The terms of the settlement would likely include a temporary ban on BNP Paribas’ ability to transact in U.S. dollars. Further, the law enforcement agencies are seeking termination of roughly 30 bank employees (majority already left).

BNP Paribas’ dealings amounting to $30 billion with sanctioned countries including Sudan, Iran and Cuba are under probe. Majority of the transactions pertained to Sudan, while quite a number of fund transfers referred to Iran and other sanctioned countries.

BNP Paribas allegedly used regional overseas banks to route transactions with the sanctioned countries.
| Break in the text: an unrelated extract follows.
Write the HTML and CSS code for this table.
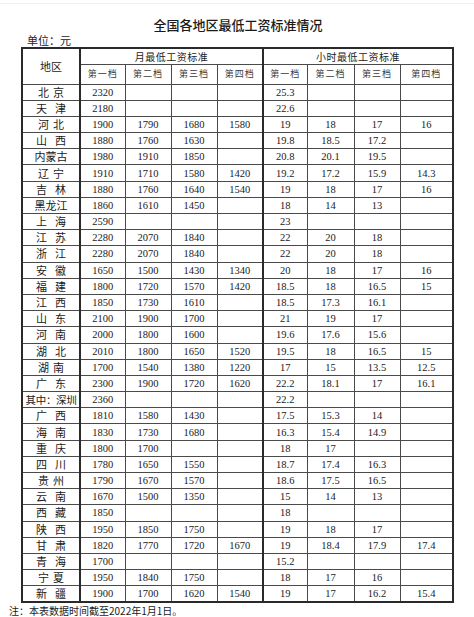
FILE: index.html
```html
<!DOCTYPE html>
<html lang="zh-CN">
<head>
<meta charset="utf-8">
<title>全国各地区最低工资标准情况</title>
<link rel="stylesheet" href="styles.css">
</head>
<body>
<div class="page">
  <h1 class="title">全国各地区最低工资标准情况</h1>
  <div class="unit">单位：元</div>
  <table class="wage">
    <colgroup>
      <col class="c-region"><col class="c1"><col class="c2"><col class="c3"><col class="c4">
      <col class="c5"><col class="c6"><col class="c7"><col class="c8">
    </colgroup>
    <thead>
      <tr class="h1">
        <th rowspan="2" class="region thick">地区</th>
        <th colspan="4" class="group thick">月最低工资标准</th>
        <th colspan="4" class="group">小时最低工资标准</th>
      </tr>
      <tr class="h2">
        <th class="sub">第一档</th><th class="sub">第二档</th><th class="sub">第三档</th><th class="sub thick">第四档</th>
        <th class="sub">第一档</th><th class="sub">第二档</th><th class="sub">第三档</th><th class="sub">第四档</th>
      </tr>
    </thead>
    <tbody>
      <tr><td class="region"><span class="nm n">北京</span></td><td>2320</td><td></td><td></td><td class="thick"></td><td>25.3</td><td></td><td></td><td></td></tr>
      <tr><td class="region"><span class="nm w">天津</span></td><td>2180</td><td></td><td></td><td class="thick"></td><td>22.6</td><td></td><td></td><td></td></tr>
      <tr><td class="region"><span class="nm n">河北</span></td><td>1900</td><td>1790</td><td>1680</td><td class="thick">1580</td><td>19</td><td>18</td><td>17</td><td>16</td></tr>
      <tr><td class="region"><span class="nm w">山西</span></td><td>1880</td><td>1760</td><td>1630</td><td class="thick"></td><td>19.8</td><td>18.5</td><td>17.2</td><td></td></tr>
      <tr><td class="region"><span class="nm">内蒙古</span></td><td>1980</td><td>1910</td><td>1850</td><td class="thick"></td><td>20.8</td><td>20.1</td><td>19.5</td><td></td></tr>
      <tr><td class="region"><span class="nm n">辽宁</span></td><td>1910</td><td>1710</td><td>1580</td><td class="thick">1420</td><td>19.2</td><td>17.2</td><td>15.9</td><td>14.3</td></tr>
      <tr><td class="region"><span class="nm w">吉林</span></td><td>1880</td><td>1760</td><td>1640</td><td class="thick">1540</td><td>19</td><td>18</td><td>17</td><td>16</td></tr>
      <tr><td class="region"><span class="nm">黑龙江</span></td><td>1860</td><td>1610</td><td>1450</td><td class="thick"></td><td>18</td><td>14</td><td>13</td><td></td></tr>
      <tr><td class="region"><span class="nm w">上海</span></td><td>2590</td><td></td><td></td><td class="thick"></td><td>23</td><td></td><td></td><td></td></tr>
      <tr><td class="region"><span class="nm w">江苏</span></td><td>2280</td><td>2070</td><td>1840</td><td class="thick"></td><td>22</td><td>20</td><td>18</td><td></td></tr>
      <tr><td class="region"><span class="nm w">浙江</span></td><td>2280</td><td>2070</td><td>1840</td><td class="thick"></td><td>22</td><td>20</td><td>18</td><td></td></tr>
      <tr><td class="region"><span class="nm w">安徽</span></td><td>1650</td><td>1500</td><td>1430</td><td class="thick">1340</td><td>20</td><td>18</td><td>17</td><td>16</td></tr>
      <tr><td class="region"><span class="nm w">福建</span></td><td>1800</td><td>1720</td><td>1570</td><td class="thick">1420</td><td>18.5</td><td>18</td><td>16.5</td><td>15</td></tr>
      <tr><td class="region"><span class="nm w">江西</span></td><td>1850</td><td>1730</td><td>1610</td><td class="thick"></td><td>18.5</td><td>17.3</td><td>16.1</td><td></td></tr>
      <tr><td class="region"><span class="nm w">山东</span></td><td>2100</td><td>1900</td><td>1700</td><td class="thick"></td><td>21</td><td>19</td><td>17</td><td></td></tr>
      <tr><td class="region"><span class="nm w">河南</span></td><td>2000</td><td>1800</td><td>1600</td><td class="thick"></td><td>19.6</td><td>17.6</td><td>15.6</td><td></td></tr>
      <tr><td class="region"><span class="nm w">湖北</span></td><td>2010</td><td>1800</td><td>1650</td><td class="thick">1520</td><td>19.5</td><td>18</td><td>16.5</td><td>15</td></tr>
      <tr><td class="region"><span class="nm n">湖南</span></td><td>1700</td><td>1540</td><td>1380</td><td class="thick">1220</td><td>17</td><td>15</td><td>13.5</td><td>12.5</td></tr>
      <tr><td class="region"><span class="nm w">广东</span></td><td>2300</td><td>1900</td><td>1720</td><td class="thick">1620</td><td>22.2</td><td>18.1</td><td>17</td><td>16.1</td></tr>
      <tr><td class="region"><span class="nm sz">其中：深圳</span></td><td>2360</td><td></td><td></td><td class="thick"></td><td>22.2</td><td></td><td></td><td></td></tr>
      <tr><td class="region"><span class="nm w">广西</span></td><td>1810</td><td>1580</td><td>1430</td><td class="thick"></td><td>17.5</td><td>15.3</td><td>14</td><td></td></tr>
      <tr><td class="region"><span class="nm w">海南</span></td><td>1830</td><td>1730</td><td>1680</td><td class="thick"></td><td>16.3</td><td>15.4</td><td>14.9</td><td></td></tr>
      <tr><td class="region"><span class="nm w">重庆</span></td><td>1800</td><td>1700</td><td></td><td class="thick"></td><td>18</td><td>17</td><td></td><td></td></tr>
      <tr><td class="region"><span class="nm w">四川</span></td><td>1780</td><td>1650</td><td>1550</td><td class="thick"></td><td>18.7</td><td>17.4</td><td>16.3</td><td></td></tr>
      <tr><td class="region"><span class="nm n">贵州</span></td><td>1790</td><td>1670</td><td>1570</td><td class="thick"></td><td>18.6</td><td>17.5</td><td>16.5</td><td></td></tr>
      <tr><td class="region"><span class="nm w">云南</span></td><td>1670</td><td>1500</td><td>1350</td><td class="thick"></td><td>15</td><td>14</td><td>13</td><td></td></tr>
      <tr><td class="region"><span class="nm w">西藏</span></td><td>1850</td><td></td><td></td><td class="thick"></td><td>18</td><td></td><td></td><td></td></tr>
      <tr><td class="region"><span class="nm w">陕西</span></td><td>1950</td><td>1850</td><td>1750</td><td class="thick"></td><td>19</td><td>18</td><td>17</td><td></td></tr>
      <tr><td class="region"><span class="nm w">甘肃</span></td><td>1820</td><td>1770</td><td>1720</td><td class="thick">1670</td><td>19</td><td>18.4</td><td>17.9</td><td>17.4</td></tr>
      <tr><td class="region"><span class="nm w">青海</span></td><td>1700</td><td></td><td></td><td class="thick"></td><td>15.2</td><td></td><td></td><td></td></tr>
      <tr><td class="region"><span class="nm n">宁夏</span></td><td>1950</td><td>1840</td><td>1750</td><td class="thick"></td><td>18</td><td>17</td><td>16</td><td></td></tr>
      <tr><td class="region"><span class="nm w">新疆</span></td><td>1900</td><td>1700</td><td>1620</td><td class="thick">1540</td><td>19</td><td>17</td><td>16.2</td><td>15.4</td></tr>
    </tbody>
  </table>
  <div class="note">注：本表数据时间截至2022年1月1日。</div>
</div>
</body>
</html>
```

FILE: styles.css
```css
html, body {
  margin: 0;
  padding: 0;
  background: #ffffff;
}

.page {
  width: 474px;
  box-sizing: border-box;
  border-top: 1px solid #f0f0f0;
  margin-top: 3px;
  font-family: "Noto Sans CJK SC", "Noto Sans", sans-serif;
  color: #1a1a1a;
}

.title {
  margin: 12px 0 0 0;
  height: 18px;
  line-height: 18px;
  font-size: 13px;
  font-weight: 500;
  text-align: center;
  color: #1a1a1a;
  padding-left: 2px;
}

.unit {
  height: 12px;
  line-height: 12px;
  margin-left: 27px;
  margin-bottom: 1px;
  font-size: 11px;
  color: #1a1a1a;
}

.wage {
  margin-left: 21px;
  width: 431px;
  table-layout: fixed;
  border-collapse: collapse;
  border: 2px solid #2a2a2a;
}

.c-region { width: 58px; }
.c1 { width: 45px; }
.c2 { width: 46px; }
.c3 { width: 46px; }
.c4 { width: 46px; }
.c5 { width: 44px; }
.c6 { width: 47px; }
.c7 { width: 46px; }
.c8 { width: 53px; }

.wage th,
.wage td {
  border: 1px solid #4a4a4a;
  padding: 0;
  text-align: center;
  vertical-align: middle;
  white-space: nowrap;
  overflow: hidden;
}

.wage .thick {
  border-right: 2px solid #2a2a2a;
}

.wage .region {
  border-right: 2px solid #2a2a2a;
}

.h1 { height: 16px; }
.h2 { height: 20px; }

.wage th {
  font-weight: normal;
  color: #222;
}

.wage th.region {
  font-size: 11px;
  line-height: 14px;
}

.wage th.group {
  font-size: 10px;
  letter-spacing: 0.5px;
  line-height: 13px;
}

.wage th.sub {
  font-size: 9px;
  letter-spacing: 1px;
  line-height: 12px;
  color: #3a3a3a;
}

.wage tbody tr {
  height: 16.2px;
}

.wage td {
  font-family: "Liberation Serif", "Times New Roman", serif;
  font-size: 10.5px;
  line-height: 13px;
  color: #1a1a1a;
}

.wage td.region {
  font-family: "Noto Sans CJK SC", "Noto Sans", sans-serif;
  font-size: 11px;
}

.nm {
  display: inline-block;
}

.nm.w {
  letter-spacing: 8px;
  margin-right: -8px;
}

.nm.n {
  letter-spacing: 4px;
  margin-right: -4px;
}

.nm.sz {
  font-size: 10.5px;
  letter-spacing: -0.3px;
}

.note {
  margin: 2px 0 0 9px;
  font-size: 10px;
  line-height: 12px;
  color: #1a1a1a;
}
```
Further, the company deliberately concealed such transactions from the U.S. Treasury Department's screening system by various methods.

Notably, the agencies involved in investigation are the Federal Bureau of Investigation, offices of Manhattan U.S. Attorney and Manhattan District Attorney, the U.S. Justice Department and New York Department of Financial Services.

Nevertheless, although the mediation talks are expected to finalize soon, the actual terms of the settlement are subject to change, thereby delaying the announcement. Further, there lays a possibility of the talks hitting a deadlock and the deal falling apart. In that case, BNP Paribas could have to face a lawsuit for criminal conspiracy.

BNP Paribas is not the only foreign bank to be prosecuted on money-laundering charges. The U.S. subsidiaries of many global banks including those of HSBC Holdings plc (HSBC - Free Report) , ING Groep NV (ING - Free Report) and Barclays PLC (BCS - Free Report) have already settled similar charges brought by the law-enforcement agencies.

For BNP Paribas, the magnitude of penalty could significantly hurt its performance. Though the company is one of the stronger European banks, the overall macroeconomic scenario, coupled with the above-mentioned fine could weigh on the bottom line.

Currently, BNP Paribas carries a Zacks Rank #4 (Sell).